(Exercise aim) Leave out the pictures and transcribe the rest of the records exactly.

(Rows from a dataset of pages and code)

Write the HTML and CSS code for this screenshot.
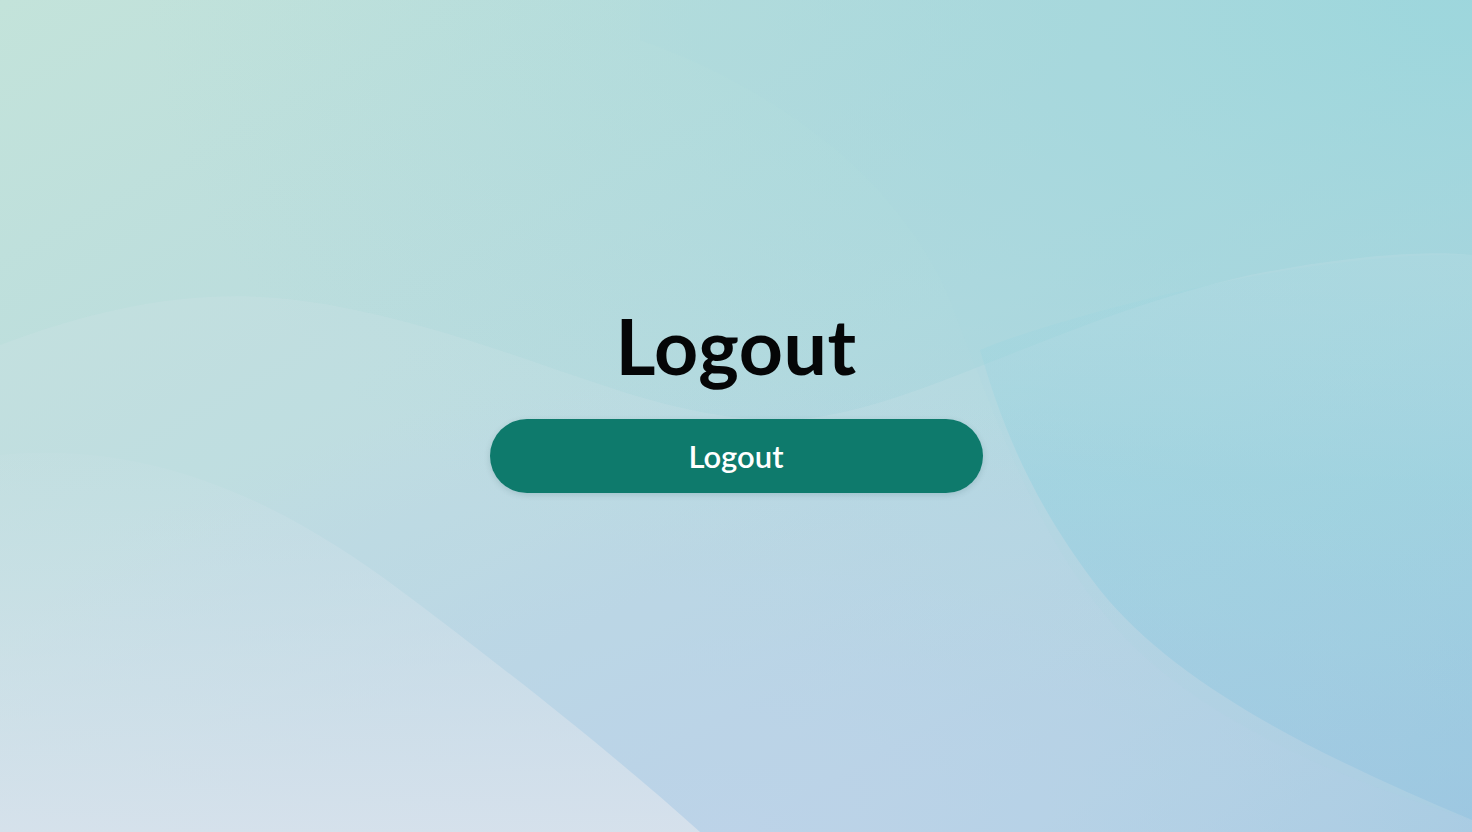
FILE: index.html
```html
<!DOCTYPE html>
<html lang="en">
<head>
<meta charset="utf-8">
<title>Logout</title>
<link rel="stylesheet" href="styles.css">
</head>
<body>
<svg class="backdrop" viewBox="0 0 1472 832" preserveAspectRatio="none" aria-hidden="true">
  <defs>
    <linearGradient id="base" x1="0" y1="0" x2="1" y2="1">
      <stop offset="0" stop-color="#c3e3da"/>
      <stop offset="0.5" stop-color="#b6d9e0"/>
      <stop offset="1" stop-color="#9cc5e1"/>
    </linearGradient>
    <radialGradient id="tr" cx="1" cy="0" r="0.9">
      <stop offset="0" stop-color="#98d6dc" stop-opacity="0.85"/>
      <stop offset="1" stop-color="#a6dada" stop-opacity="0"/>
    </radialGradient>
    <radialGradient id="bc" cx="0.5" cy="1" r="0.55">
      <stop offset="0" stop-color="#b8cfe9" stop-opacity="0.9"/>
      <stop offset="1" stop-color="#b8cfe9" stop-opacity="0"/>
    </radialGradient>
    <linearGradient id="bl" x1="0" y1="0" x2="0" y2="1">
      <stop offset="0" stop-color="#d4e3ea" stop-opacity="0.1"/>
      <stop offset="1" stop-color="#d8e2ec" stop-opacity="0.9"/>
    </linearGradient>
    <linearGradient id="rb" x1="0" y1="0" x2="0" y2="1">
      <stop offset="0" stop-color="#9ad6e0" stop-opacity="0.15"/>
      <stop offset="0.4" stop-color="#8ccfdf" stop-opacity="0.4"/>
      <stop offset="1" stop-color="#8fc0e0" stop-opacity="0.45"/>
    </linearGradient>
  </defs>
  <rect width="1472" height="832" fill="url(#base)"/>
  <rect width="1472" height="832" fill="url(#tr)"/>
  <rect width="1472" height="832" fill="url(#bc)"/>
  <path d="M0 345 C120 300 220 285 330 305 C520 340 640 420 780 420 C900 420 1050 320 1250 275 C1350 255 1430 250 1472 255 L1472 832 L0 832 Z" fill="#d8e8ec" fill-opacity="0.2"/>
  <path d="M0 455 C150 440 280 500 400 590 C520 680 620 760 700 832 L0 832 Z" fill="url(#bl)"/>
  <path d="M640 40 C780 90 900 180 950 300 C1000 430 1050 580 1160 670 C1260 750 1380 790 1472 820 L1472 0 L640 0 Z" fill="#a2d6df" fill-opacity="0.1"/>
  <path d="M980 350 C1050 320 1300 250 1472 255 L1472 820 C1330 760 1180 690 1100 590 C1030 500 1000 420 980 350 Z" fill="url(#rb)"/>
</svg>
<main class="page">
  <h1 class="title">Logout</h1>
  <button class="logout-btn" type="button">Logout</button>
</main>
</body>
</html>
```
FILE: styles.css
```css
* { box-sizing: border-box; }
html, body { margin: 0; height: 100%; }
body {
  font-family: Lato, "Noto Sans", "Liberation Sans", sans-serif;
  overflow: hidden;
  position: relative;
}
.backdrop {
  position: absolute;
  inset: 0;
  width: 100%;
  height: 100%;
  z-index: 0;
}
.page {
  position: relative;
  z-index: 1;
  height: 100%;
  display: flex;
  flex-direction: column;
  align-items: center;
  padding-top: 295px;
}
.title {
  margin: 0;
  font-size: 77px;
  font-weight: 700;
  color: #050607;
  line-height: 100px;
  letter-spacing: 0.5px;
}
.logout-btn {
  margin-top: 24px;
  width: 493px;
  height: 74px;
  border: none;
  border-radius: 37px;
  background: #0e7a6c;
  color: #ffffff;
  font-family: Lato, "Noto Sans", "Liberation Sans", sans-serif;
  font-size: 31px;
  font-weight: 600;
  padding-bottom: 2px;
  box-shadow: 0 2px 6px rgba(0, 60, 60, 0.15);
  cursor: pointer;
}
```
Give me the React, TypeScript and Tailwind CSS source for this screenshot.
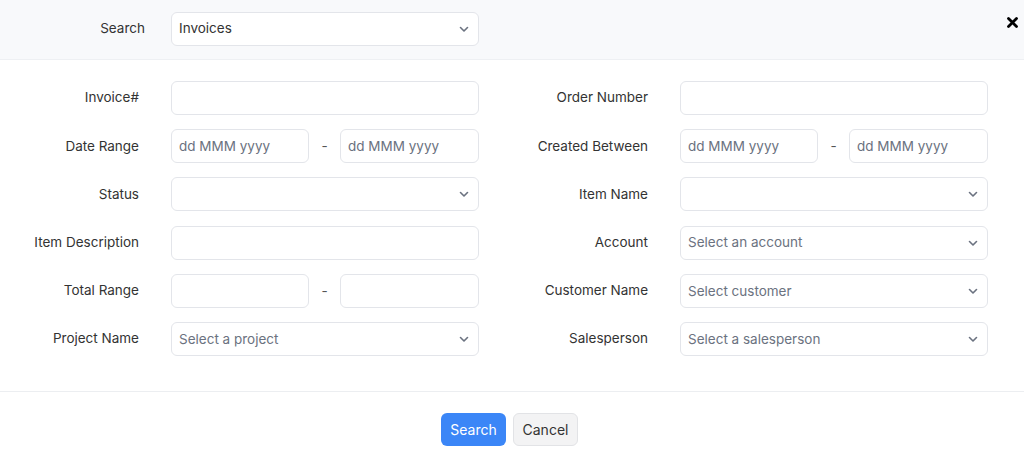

(Output for this task)
Write the HTML and CSS code for this screenshot.
FILE: index.html
```html
<!DOCTYPE html>
<html lang="en">
<head>
<meta charset="utf-8">
<title>Logout</title>
<link rel="stylesheet" href="styles.css">
</head>
<body>
<svg class="backdrop" viewBox="0 0 1472 832" preserveAspectRatio="none" aria-hidden="true">
  <defs>
    <linearGradient id="base" x1="0" y1="0" x2="1" y2="1">
      <stop offset="0" stop-color="#c3e3da"/>
      <stop offset="0.5" stop-color="#b6d9e0"/>
      <stop offset="1" stop-color="#9cc5e1"/>
    </linearGradient>
    <radialGradient id="tr" cx="1" cy="0" r="0.9">
      <stop offset="0" stop-color="#98d6dc" stop-opacity="0.85"/>
      <stop offset="1" stop-color="#a6dada" stop-opacity="0"/>
    </radialGradient>
    <radialGradient id="bc" cx="0.5" cy="1" r="0.55">
      <stop offset="0" stop-color="#b8cfe9" stop-opacity="0.9"/>
      <stop offset="1" stop-color="#b8cfe9" stop-opacity="0"/>
    </radialGradient>
    <linearGradient id="bl" x1="0" y1="0" x2="0" y2="1">
      <stop offset="0" stop-color="#d4e3ea" stop-opacity="0.1"/>
      <stop offset="1" stop-color="#d8e2ec" stop-opacity="0.9"/>
    </linearGradient>
    <linearGradient id="rb" x1="0" y1="0" x2="0" y2="1">
      <stop offset="0" stop-color="#9ad6e0" stop-opacity="0.15"/>
      <stop offset="0.4" stop-color="#8ccfdf" stop-opacity="0.4"/>
      <stop offset="1" stop-color="#8fc0e0" stop-opacity="0.45"/>
    </linearGradient>
  </defs>
  <rect width="1472" height="832" fill="url(#base)"/>
  <rect width="1472" height="832" fill="url(#tr)"/>
  <rect width="1472" height="832" fill="url(#bc)"/>
  <path d="M0 345 C120 300 220 285 330 305 C520 340 640 420 780 420 C900 420 1050 320 1250 275 C1350 255 1430 250 1472 255 L1472 832 L0 832 Z" fill="#d8e8ec" fill-opacity="0.2"/>
  <path d="M0 455 C150 440 280 500 400 590 C520 680 620 760 700 832 L0 832 Z" fill="url(#bl)"/>
  <path d="M640 40 C780 90 900 180 950 300 C1000 430 1050 580 1160 670 C1260 750 1380 790 1472 820 L1472 0 L640 0 Z" fill="#a2d6df" fill-opacity="0.1"/>
  <path d="M980 350 C1050 320 1300 250 1472 255 L1472 820 C1330 760 1180 690 1100 590 C1030 500 1000 420 980 350 Z" fill="url(#rb)"/>
</svg>
<main class="page">
  <h1 class="title">Logout</h1>
  <button class="logout-btn" type="button">Logout</button>
</main>
</body>
</html>
```
FILE: styles.css
```css
* { box-sizing: border-box; }
html, body { margin: 0; height: 100%; }
body {
  font-family: Lato, "Noto Sans", "Liberation Sans", sans-serif;
  overflow: hidden;
  position: relative;
}
.backdrop {
  position: absolute;
  inset: 0;
  width: 100%;
  height: 100%;
  z-index: 0;
}
.page {
  position: relative;
  z-index: 1;
  height: 100%;
  display: flex;
  flex-direction: column;
  align-items: center;
  padding-top: 295px;
}
.title {
  margin: 0;
  font-size: 77px;
  font-weight: 700;
  color: #050607;
  line-height: 100px;
  letter-spacing: 0.5px;
}
.logout-btn {
  margin-top: 24px;
  width: 493px;
  height: 74px;
  border: none;
  border-radius: 37px;
  background: #0e7a6c;
  color: #ffffff;
  font-family: Lato, "Noto Sans", "Liberation Sans", sans-serif;
  font-size: 31px;
  font-weight: 600;
  padding-bottom: 2px;
  box-shadow: 0 2px 6px rgba(0, 60, 60, 0.15);
  cursor: pointer;
}
```
Give me the React, TypeScript and Tailwind CSS source for this screenshot.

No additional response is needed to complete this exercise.